■ YOUR OBJECTIVE: Pull out each line of the data that includes the word "React".

## BEGIN DATA ROWS

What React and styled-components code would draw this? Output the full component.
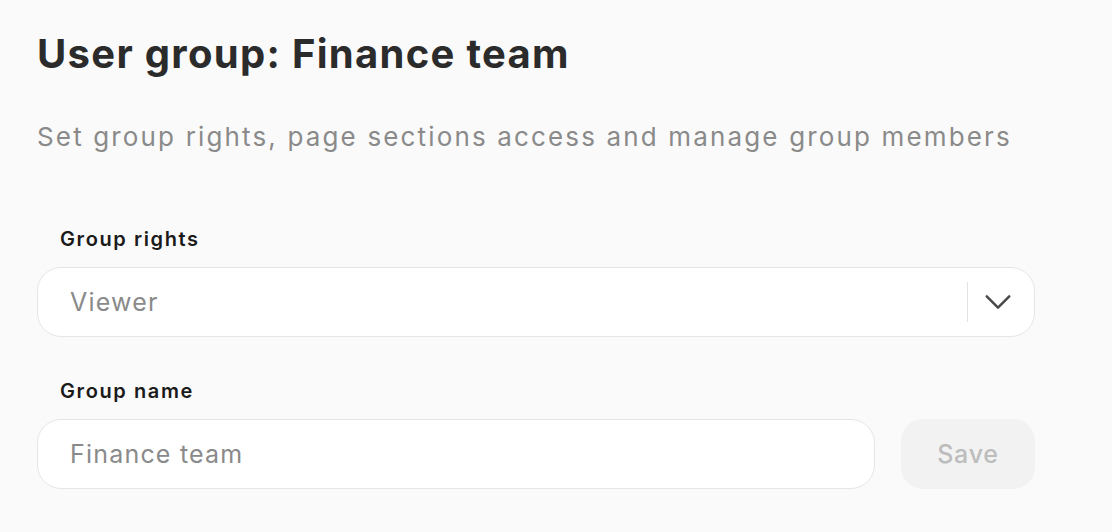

## END DATA ROWS
## BEGIN DATA ROWS

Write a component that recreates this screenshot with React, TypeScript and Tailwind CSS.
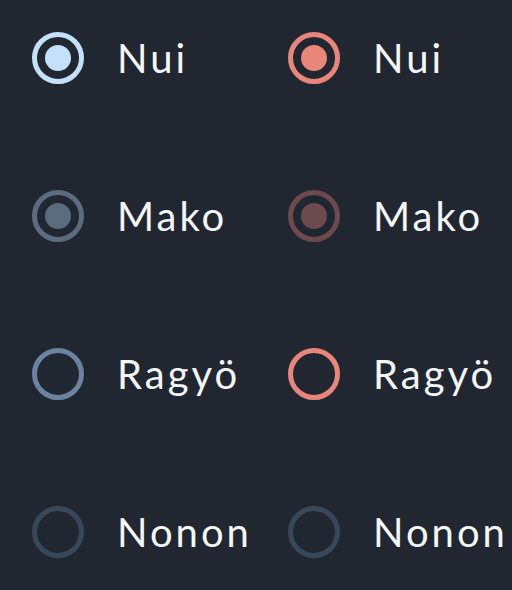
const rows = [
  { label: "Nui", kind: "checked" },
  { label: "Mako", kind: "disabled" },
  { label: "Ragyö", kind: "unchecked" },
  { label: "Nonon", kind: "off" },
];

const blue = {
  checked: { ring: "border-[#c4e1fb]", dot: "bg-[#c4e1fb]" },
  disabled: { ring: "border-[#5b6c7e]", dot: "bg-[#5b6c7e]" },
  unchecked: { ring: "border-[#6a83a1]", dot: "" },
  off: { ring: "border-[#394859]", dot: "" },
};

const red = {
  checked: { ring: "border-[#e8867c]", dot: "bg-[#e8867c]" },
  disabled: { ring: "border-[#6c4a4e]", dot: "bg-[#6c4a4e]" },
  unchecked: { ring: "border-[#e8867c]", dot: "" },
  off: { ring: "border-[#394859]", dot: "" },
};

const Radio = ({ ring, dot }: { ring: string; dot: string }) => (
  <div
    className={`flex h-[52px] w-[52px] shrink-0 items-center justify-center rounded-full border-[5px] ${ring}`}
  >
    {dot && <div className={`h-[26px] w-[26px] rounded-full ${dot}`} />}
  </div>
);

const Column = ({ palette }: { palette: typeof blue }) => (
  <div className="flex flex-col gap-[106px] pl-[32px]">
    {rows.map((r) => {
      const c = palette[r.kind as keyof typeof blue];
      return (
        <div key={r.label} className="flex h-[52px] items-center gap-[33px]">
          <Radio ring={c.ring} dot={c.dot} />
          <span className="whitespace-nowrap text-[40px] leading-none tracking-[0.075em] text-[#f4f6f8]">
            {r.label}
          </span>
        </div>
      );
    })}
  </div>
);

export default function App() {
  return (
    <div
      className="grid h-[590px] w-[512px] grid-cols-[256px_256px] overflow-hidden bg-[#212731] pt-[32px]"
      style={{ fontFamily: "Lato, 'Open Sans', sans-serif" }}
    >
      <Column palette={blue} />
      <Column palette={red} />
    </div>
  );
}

## END DATA ROWS
## BEGIN DATA ROWS

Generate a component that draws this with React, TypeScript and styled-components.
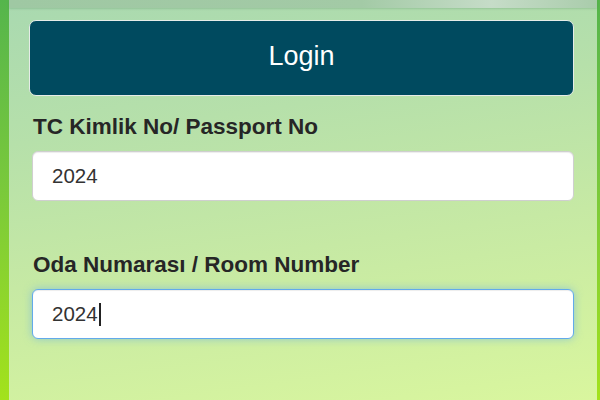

## END DATA ROWS

■ SOLUTION TO THIS PROBLEM:
What React and styled-components code would draw this? Output the full component.
Write a component that recreates this screenshot with React, TypeScript and Tailwind CSS.
Generate a component that draws this with React, TypeScript and styled-components.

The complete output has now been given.